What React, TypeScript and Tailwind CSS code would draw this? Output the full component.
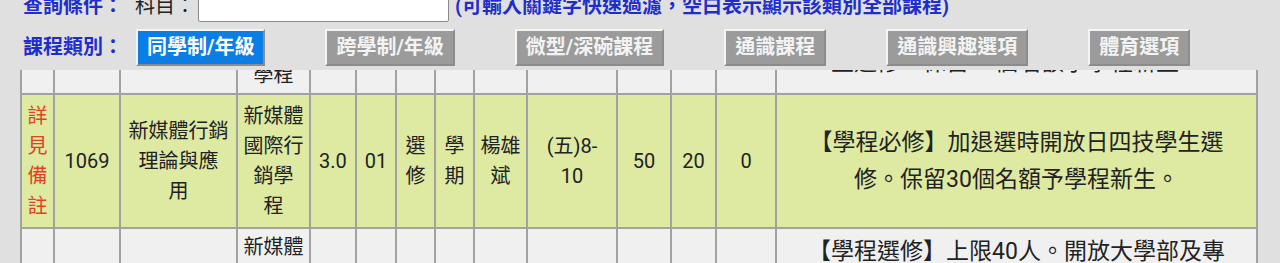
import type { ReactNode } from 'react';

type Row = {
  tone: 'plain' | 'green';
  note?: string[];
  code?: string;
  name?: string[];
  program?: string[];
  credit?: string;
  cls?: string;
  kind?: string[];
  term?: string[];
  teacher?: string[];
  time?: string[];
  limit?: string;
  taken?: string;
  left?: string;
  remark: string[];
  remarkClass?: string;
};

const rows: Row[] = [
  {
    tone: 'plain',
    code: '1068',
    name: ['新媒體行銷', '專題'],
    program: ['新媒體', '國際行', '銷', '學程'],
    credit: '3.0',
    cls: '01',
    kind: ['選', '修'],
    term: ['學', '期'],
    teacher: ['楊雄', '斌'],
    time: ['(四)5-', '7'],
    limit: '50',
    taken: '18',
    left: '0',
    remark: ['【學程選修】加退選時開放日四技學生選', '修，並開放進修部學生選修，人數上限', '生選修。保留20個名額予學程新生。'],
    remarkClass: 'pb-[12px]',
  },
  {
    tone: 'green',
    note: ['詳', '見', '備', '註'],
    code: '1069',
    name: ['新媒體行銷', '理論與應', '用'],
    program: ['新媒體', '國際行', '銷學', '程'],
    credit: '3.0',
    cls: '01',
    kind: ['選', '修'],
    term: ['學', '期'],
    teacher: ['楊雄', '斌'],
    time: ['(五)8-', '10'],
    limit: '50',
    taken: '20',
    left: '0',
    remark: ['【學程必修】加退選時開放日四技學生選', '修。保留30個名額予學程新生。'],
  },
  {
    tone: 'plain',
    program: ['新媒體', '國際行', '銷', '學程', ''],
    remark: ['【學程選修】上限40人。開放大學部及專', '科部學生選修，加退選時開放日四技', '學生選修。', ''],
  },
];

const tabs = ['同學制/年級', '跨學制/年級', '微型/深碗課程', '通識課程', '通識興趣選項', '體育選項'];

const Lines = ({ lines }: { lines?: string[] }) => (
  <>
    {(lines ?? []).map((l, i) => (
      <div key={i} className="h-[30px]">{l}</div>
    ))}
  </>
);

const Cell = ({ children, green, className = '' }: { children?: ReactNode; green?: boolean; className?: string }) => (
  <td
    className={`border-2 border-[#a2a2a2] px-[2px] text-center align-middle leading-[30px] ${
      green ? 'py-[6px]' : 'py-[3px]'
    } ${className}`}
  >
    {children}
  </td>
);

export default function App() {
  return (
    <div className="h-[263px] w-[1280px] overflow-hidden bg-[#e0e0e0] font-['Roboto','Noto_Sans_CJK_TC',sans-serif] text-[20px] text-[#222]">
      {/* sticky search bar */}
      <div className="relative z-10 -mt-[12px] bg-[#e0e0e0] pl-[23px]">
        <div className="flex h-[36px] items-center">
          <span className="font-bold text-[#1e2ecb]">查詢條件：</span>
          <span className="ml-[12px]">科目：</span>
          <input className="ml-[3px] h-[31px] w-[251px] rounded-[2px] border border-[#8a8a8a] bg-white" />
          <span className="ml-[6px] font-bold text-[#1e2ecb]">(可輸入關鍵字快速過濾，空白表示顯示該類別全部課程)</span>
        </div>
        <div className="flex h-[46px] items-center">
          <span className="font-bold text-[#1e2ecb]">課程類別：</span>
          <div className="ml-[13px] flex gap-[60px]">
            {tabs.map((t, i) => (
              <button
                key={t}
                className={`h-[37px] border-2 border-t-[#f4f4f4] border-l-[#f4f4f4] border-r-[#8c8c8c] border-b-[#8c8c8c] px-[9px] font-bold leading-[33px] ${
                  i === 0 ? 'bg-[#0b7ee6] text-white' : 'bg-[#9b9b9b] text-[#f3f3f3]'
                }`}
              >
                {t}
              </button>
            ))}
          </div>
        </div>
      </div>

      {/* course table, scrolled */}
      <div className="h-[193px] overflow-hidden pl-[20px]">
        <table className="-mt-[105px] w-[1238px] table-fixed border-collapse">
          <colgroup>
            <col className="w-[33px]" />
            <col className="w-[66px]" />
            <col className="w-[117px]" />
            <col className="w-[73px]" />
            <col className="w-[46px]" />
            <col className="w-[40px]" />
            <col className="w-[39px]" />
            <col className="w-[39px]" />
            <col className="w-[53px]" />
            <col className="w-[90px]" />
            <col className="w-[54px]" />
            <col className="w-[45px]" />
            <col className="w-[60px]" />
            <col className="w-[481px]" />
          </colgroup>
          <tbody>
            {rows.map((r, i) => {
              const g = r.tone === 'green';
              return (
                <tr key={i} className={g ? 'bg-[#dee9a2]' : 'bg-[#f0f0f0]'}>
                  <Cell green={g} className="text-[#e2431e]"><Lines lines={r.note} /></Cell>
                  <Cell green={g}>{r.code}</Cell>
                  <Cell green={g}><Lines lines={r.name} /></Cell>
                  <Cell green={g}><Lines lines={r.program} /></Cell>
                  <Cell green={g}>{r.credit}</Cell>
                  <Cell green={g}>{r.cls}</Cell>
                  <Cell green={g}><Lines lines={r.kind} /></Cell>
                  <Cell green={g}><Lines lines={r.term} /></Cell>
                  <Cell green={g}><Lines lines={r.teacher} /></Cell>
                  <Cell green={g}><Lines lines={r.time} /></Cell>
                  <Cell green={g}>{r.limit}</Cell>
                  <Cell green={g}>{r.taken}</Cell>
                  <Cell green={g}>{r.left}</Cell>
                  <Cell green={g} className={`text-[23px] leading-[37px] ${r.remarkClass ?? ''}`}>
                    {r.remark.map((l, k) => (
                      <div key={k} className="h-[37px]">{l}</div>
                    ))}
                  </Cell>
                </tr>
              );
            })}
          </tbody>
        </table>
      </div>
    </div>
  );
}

To be done:
Set every line down exactly as written, leaving each picture out.

Answer to this task:
What React, TypeScript and Tailwind CSS code would draw this? Output the full component.
import type { ReactNode } from 'react';

type Row = {
  tone: 'plain' | 'green';
  note?: string[];
  code?: string;
  name?: string[];
  program?: string[];
  credit?: string;
  cls?: string;
  kind?: string[];
  term?: string[];
  teacher?: string[];
  time?: string[];
  limit?: string;
  taken?: string;
  left?: string;
  remark: string[];
  remarkClass?: string;
};

const rows: Row[] = [
  {
    tone: 'plain',
    code: '1068',
    name: ['新媒體行銷', '專題'],
    program: ['新媒體', '國際行', '銷', '學程'],
    credit: '3.0',
    cls: '01',
    kind: ['選', '修'],
    term: ['學', '期'],
    teacher: ['楊雄', '斌'],
    time: ['(四)5-', '7'],
    limit: '50',
    taken: '18',
    left: '0',
    remark: ['【學程選修】加退選時開放日四技學生選', '修，並開放進修部學生選修，人數上限', '生選修。保留20個名額予學程新生。'],
    remarkClass: 'pb-[12px]',
  },
  {
    tone: 'green',
    note: ['詳', '見', '備', '註'],
    code: '1069',
    name: ['新媒體行銷', '理論與應', '用'],
    program: ['新媒體', '國際行', '銷學', '程'],
    credit: '3.0',
    cls: '01',
    kind: ['選', '修'],
    term: ['學', '期'],
    teacher: ['楊雄', '斌'],
    time: ['(五)8-', '10'],
    limit: '50',
    taken: '20',
    left: '0',
    remark: ['【學程必修】加退選時開放日四技學生選', '修。保留30個名額予學程新生。'],
  },
  {
    tone: 'plain',
    program: ['新媒體', '國際行', '銷', '學程', ''],
    remark: ['【學程選修】上限40人。開放大學部及專', '科部學生選修，加退選時開放日四技', '學生選修。', ''],
  },
];

const tabs = ['同學制/年級', '跨學制/年級', '微型/深碗課程', '通識課程', '通識興趣選項', '體育選項'];

const Lines = ({ lines }: { lines?: string[] }) => (
  <>
    {(lines ?? []).map((l, i) => (
      <div key={i} className="h-[30px]">{l}</div>
    ))}
  </>
);

const Cell = ({ children, green, className = '' }: { children?: ReactNode; green?: boolean; className?: string }) => (
  <td
    className={`border-2 border-[#a2a2a2] px-[2px] text-center align-middle leading-[30px] ${
      green ? 'py-[6px]' : 'py-[3px]'
    } ${className}`}
  >
    {children}
  </td>
);

export default function App() {
  return (
    <div className="h-[263px] w-[1280px] overflow-hidden bg-[#e0e0e0] font-['Roboto','Noto_Sans_CJK_TC',sans-serif] text-[20px] text-[#222]">
      {/* sticky search bar */}
      <div className="relative z-10 -mt-[12px] bg-[#e0e0e0] pl-[23px]">
        <div className="flex h-[36px] items-center">
          <span className="font-bold text-[#1e2ecb]">查詢條件：</span>
          <span className="ml-[12px]">科目：</span>
          <input className="ml-[3px] h-[31px] w-[251px] rounded-[2px] border border-[#8a8a8a] bg-white" />
          <span className="ml-[6px] font-bold text-[#1e2ecb]">(可輸入關鍵字快速過濾，空白表示顯示該類別全部課程)</span>
        </div>
        <div className="flex h-[46px] items-center">
          <span className="font-bold text-[#1e2ecb]">課程類別：</span>
          <div className="ml-[13px] flex gap-[60px]">
            {tabs.map((t, i) => (
              <button
                key={t}
                className={`h-[37px] border-2 border-t-[#f4f4f4] border-l-[#f4f4f4] border-r-[#8c8c8c] border-b-[#8c8c8c] px-[9px] font-bold leading-[33px] ${
                  i === 0 ? 'bg-[#0b7ee6] text-white' : 'bg-[#9b9b9b] text-[#f3f3f3]'
                }`}
              >
                {t}
              </button>
            ))}
          </div>
        </div>
      </div>

      {/* course table, scrolled */}
      <div className="h-[193px] overflow-hidden pl-[20px]">
        <table className="-mt-[105px] w-[1238px] table-fixed border-collapse">
          <colgroup>
            <col className="w-[33px]" />
            <col className="w-[66px]" />
            <col className="w-[117px]" />
            <col className="w-[73px]" />
            <col className="w-[46px]" />
            <col className="w-[40px]" />
            <col className="w-[39px]" />
            <col className="w-[39px]" />
            <col className="w-[53px]" />
            <col className="w-[90px]" />
            <col className="w-[54px]" />
            <col className="w-[45px]" />
            <col className="w-[60px]" />
            <col className="w-[481px]" />
          </colgroup>
          <tbody>
            {rows.map((r, i) => {
              const g = r.tone === 'green';
              return (
                <tr key={i} className={g ? 'bg-[#dee9a2]' : 'bg-[#f0f0f0]'}>
                  <Cell green={g} className="text-[#e2431e]"><Lines lines={r.note} /></Cell>
                  <Cell green={g}>{r.code}</Cell>
                  <Cell green={g}><Lines lines={r.name} /></Cell>
                  <Cell green={g}><Lines lines={r.program} /></Cell>
                  <Cell green={g}>{r.credit}</Cell>
                  <Cell green={g}>{r.cls}</Cell>
                  <Cell green={g}><Lines lines={r.kind} /></Cell>
                  <Cell green={g}><Lines lines={r.term} /></Cell>
                  <Cell green={g}><Lines lines={r.teacher} /></Cell>
                  <Cell green={g}><Lines lines={r.time} /></Cell>
                  <Cell green={g}>{r.limit}</Cell>
                  <Cell green={g}>{r.taken}</Cell>
                  <Cell green={g}>{r.left}</Cell>
                  <Cell green={g} className={`text-[23px] leading-[37px] ${r.remarkClass ?? ''}`}>
                    {r.remark.map((l, k) => (
                      <div key={k} className="h-[37px]">{l}</div>
                    ))}
                  </Cell>
                </tr>
              );
            })}
          </tbody>
        </table>
      </div>
    </div>
  );
}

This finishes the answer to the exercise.